Le massacre révolutionnaire
Cette histoire de piété tranquille bascule soudain dans le drame et l’horreur avec la Révolution. Comme toutes les congrégations religieuses, les Carmes, après l’interdiction des vœux de religion et la suppression de toutes les communautés, masculines et féminines, sont expulsés de leur couvent en 1791. Les bâtiments, confisqués, sont transformés en prison. Tandis que la législation anticatholique se durcit et que s’intensifie la chasse aux prêtres qui ont refusé de prêter le serment constitutionnel jugé schismatique par Rome, les ecclésiastiques arrêtés se multiplient ; une partie d’entre eux, notamment l’archevêque d’Arles, Mgr du Lau, l’évêque de Beauvais, François-Joseph de La Rochefoucauld, son jeune frère, Pierre-Louis, évêque de Saintes, sont incarcérés aux Carmes avec de nombreux prêtres, religieux, et quelques séminaristes de Saint-Sulpice qui ne devraient pas être là car ils ne sont pas astreints au serment, n’étant pas encore ordonnés.
Tous vont trouver une mort abominable, les 2 et 3 septembre 1792, au cours de prétendues émeutes spontanées contre « les ennemis du peuple », en fait des massacres soigneusement organisés par le pouvoir désireux de frapper de stupeur et d’angoisse une population trop sidérée, après cela, pour s’opposer à sa politique. Les victimes, exécutées au terme d’un pseudo-procès, ou pourchassées à travers le parc, tuées à coups de sabre, baïonnette, gourdin par des tortionnaires qui prennent ouvertement plaisir à les voir souffrir, sont inhumées pêle-mêle au fond du potager.

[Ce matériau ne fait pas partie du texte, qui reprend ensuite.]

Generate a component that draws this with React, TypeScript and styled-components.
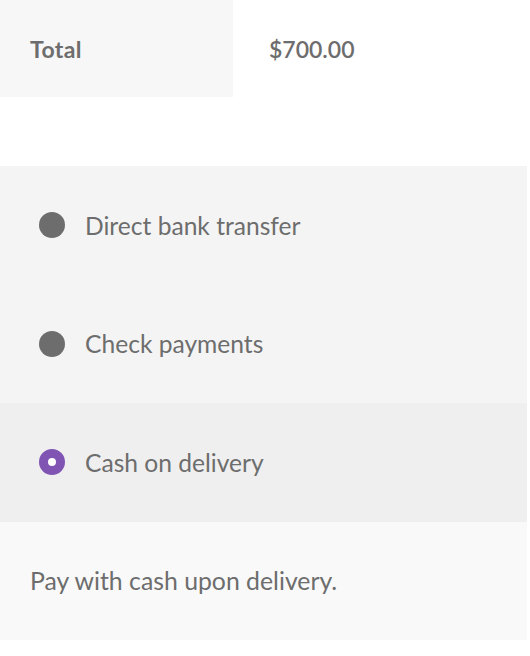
import { useState } from 'react';
import styled, { createGlobalStyle } from 'styled-components';

const GlobalStyle = createGlobalStyle`
  body {
    margin: 0;
    background: #fff;
    font-family: Lato, "Noto Sans", sans-serif;
    color: #6d6d6d;
  }
`;

const Page = styled.div`
  width: 527px;
`;

const TotalRow = styled.div`
  display: flex;
  height: 97px;
  align-items: stretch;
  font-size: 23px;
`;

const TotalLabel = styled.div`
  width: 233px;
  box-sizing: border-box;
  padding-left: 30px;
  display: flex;
  align-items: center;
  background: #f7f7f7;
  font-weight: 700;
  letter-spacing: 0.4px;
`;

const TotalValue = styled.div`
  flex: 1;
  padding-left: 36px;
  display: flex;
  align-items: center;
  font-weight: 600;
`;

const Methods = styled.ul`
  list-style: none;
  margin: 69px 0 0;
  padding: 0;
  background: #f4f4f4;
`;

const Method = styled.li<{ $active: boolean }>`
  height: 118.5px;
  display: flex;
  align-items: center;
  gap: 20px;
  padding-left: 39px;
  font-size: 24.6px;
  cursor: pointer;
  background: ${(p) => (p.$active ? '#efefef' : 'transparent')};
`;

const Radio = styled.span<{ $active: boolean }>`
  flex: none;
  width: 26px;
  height: 26px;
  border-radius: 50%;
  box-sizing: border-box;
  background: ${(p) => (p.$active ? '#fff' : '#6d6d6d')};
  border: ${(p) => (p.$active ? '9px solid #7f54b3' : 'none')};
`;

const Description = styled.div`
  height: 118px;
  display: flex;
  align-items: center;
  padding-left: 30px;
  font-size: 24.8px;
  background: #f9f9f9;
`;

const methods = [
  { id: 'bacs', label: 'Direct bank transfer' },
  { id: 'cheque', label: 'Check payments' },
  { id: 'cod', label: 'Cash on delivery', description: 'Pay with cash upon delivery.' },
];

export default function App() {
  const [selected, setSelected] = useState('cod');
  const current = methods.find((m) => m.id === selected);

  return (
    <Page>
      <GlobalStyle />
      <TotalRow>
        <TotalLabel>Total</TotalLabel>
        <TotalValue>$700.00</TotalValue>
      </TotalRow>
      <Methods>
        {methods.map((m) => (
          <Method key={m.id} $active={m.id === selected} onClick={() => setSelected(m.id)}>
            <Radio $active={m.id === selected} />
            {m.label}
          </Method>
        ))}
      </Methods>
      {current?.description && <Description>{current.description}</Description>}
    </Page>
  );
}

Le patron de la Bonne Mort
Jamais peut-être saint Joseph, patron de l’église dans laquelle la plupart des cent quatorze martyrs, béatifiés en 1926, auront passé leurs dernières heures, n’aura autant mérité son titre de patron de la bonne mort qu’en cette tragique fin d’été parisienne, quand il inspirera à ces hommes, issus d’un clergé que l’on croyait gangrené par l’esprit des Lumières, un sursaut d’authentique héroïsme chrétien et une confiance suffisante en Dieu pour préférer un martyre cruel à l’apostasie.

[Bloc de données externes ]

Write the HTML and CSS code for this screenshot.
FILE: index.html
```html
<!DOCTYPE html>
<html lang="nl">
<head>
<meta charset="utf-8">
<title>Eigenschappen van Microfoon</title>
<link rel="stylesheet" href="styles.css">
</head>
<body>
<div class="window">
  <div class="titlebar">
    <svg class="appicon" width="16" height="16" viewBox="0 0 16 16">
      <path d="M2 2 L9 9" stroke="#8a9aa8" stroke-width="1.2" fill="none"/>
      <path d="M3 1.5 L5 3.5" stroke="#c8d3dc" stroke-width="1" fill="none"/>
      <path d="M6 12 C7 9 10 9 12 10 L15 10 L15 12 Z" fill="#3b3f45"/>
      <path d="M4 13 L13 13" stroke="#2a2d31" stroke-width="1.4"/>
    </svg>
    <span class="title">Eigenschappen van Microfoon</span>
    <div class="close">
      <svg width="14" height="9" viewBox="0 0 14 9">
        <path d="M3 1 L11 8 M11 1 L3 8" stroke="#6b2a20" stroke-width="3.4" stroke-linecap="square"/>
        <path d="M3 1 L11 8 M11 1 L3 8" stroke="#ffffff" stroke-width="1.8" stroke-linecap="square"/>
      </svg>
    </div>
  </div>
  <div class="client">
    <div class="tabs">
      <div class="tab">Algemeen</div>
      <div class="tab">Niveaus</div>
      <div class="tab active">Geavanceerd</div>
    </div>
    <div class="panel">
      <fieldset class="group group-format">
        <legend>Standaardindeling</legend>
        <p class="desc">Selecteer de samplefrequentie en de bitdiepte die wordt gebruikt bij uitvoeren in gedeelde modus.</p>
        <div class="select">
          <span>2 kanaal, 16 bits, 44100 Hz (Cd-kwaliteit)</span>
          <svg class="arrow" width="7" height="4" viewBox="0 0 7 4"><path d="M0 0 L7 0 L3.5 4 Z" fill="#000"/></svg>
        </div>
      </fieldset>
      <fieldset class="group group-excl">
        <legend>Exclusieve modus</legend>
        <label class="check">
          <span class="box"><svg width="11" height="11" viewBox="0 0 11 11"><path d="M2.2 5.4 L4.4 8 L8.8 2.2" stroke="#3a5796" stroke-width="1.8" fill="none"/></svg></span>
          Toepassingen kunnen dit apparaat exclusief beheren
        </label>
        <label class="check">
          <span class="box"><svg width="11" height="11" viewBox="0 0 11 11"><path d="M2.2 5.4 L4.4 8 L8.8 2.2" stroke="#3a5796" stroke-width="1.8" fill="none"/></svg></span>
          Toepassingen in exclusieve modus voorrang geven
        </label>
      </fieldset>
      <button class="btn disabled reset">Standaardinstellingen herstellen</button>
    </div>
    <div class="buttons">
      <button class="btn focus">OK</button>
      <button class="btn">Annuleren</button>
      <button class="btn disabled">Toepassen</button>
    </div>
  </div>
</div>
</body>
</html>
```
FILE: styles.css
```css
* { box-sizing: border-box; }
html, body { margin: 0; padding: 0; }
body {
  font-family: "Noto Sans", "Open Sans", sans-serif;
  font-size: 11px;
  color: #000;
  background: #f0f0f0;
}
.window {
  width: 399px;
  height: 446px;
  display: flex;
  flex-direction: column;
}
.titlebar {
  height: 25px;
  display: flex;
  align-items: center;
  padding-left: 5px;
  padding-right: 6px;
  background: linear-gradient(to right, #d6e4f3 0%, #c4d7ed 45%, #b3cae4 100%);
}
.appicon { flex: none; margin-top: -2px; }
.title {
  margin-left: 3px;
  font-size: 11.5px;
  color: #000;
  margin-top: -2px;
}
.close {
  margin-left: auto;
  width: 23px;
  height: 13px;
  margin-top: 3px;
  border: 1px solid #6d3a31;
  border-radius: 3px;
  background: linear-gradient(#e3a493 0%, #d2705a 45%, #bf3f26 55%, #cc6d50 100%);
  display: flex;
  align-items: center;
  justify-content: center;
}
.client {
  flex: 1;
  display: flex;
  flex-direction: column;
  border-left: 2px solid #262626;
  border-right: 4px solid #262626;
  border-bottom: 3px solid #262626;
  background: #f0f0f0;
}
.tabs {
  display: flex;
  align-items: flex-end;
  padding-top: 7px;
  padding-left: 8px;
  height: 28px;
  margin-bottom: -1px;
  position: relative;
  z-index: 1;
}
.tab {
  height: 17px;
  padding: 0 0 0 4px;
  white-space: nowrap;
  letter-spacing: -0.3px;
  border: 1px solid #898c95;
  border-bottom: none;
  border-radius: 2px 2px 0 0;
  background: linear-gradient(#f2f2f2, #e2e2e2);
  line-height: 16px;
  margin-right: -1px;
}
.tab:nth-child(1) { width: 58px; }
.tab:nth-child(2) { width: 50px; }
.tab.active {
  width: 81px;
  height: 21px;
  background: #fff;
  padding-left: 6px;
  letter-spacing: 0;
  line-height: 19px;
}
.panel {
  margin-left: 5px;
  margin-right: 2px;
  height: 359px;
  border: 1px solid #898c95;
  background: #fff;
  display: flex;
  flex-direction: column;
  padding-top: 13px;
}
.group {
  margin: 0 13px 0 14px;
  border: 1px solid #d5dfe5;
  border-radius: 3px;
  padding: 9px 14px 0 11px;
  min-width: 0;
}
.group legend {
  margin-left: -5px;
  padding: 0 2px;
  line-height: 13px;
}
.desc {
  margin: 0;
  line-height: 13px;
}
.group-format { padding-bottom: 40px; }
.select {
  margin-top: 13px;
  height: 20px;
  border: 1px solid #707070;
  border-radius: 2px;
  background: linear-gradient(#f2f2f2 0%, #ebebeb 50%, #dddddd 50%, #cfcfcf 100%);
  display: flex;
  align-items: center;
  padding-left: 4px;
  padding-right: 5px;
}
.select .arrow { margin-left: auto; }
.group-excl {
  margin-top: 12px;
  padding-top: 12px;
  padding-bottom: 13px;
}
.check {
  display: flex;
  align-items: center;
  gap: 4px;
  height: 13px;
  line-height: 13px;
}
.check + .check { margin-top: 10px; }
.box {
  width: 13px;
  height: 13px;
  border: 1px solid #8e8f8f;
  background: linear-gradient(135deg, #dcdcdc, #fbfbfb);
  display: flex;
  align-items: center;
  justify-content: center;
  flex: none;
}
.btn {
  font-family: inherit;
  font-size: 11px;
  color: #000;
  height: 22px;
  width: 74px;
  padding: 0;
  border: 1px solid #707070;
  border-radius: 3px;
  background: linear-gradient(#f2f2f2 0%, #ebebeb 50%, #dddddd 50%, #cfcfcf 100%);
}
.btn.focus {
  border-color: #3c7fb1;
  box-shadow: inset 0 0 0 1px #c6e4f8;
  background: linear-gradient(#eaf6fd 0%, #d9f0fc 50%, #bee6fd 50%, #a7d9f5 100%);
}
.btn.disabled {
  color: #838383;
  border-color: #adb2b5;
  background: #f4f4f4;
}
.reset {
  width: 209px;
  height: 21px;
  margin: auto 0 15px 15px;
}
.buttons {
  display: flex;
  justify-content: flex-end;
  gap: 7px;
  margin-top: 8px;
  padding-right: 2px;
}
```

Au lendemain des massacres, les Carmes restent une prison où s’entassent à nouveau des centaines de suspects promis à la guillotine. Parmi eux, M. de Soyecourt, dont la fille, Camille, carmélite chassée de son couvent, parvient, en 1797, à racheter les bâtiments où elle réimplante une communauté carmélitaine. Celle-ci ayant déménagé, les Carmes accueillent, en 1841, une école ecclésiastique, à l’origine du futur Institut catholique de Paris, puis, entre 1849 et 1867, les dominicains refondés par Lacordaire.
Un lieu de mémoire
Les grands travaux haussmanniens et l’ouverture de la rue de Rennes conduisent, dans les années 1860, à la destruction d’une partie des jardins, et de la chapelle qui s’y trouvait, témoin, elle aussi, des massacres de Septembre. Ces terrassements ramènent à la surface les restes des victimes alors transférés, ainsi que les statues de la chapelle et autres objets de piété liés au souvenir de leur martyre, dans la crypte édifiée pour les recevoir sous l’église. Celle-ci abrite également un bas-relief de marbre représentant la Cène, rare et précieux vestige de l’abbaye Notre-Dame la Royale de Royaumont détruite pendant la Terreur.
Ainsi Saint-Joseph des Carmes, chapelle de la « Catho » parisienne, merveille patrimoniale, est-il d’abord et surtout un inestimable lieu de mémoire rappelant comment 113 prêtres, religieux, séminaristes, et un laïc, donnèrent ici leur vie pour ne pas renier les promesses de leur baptême.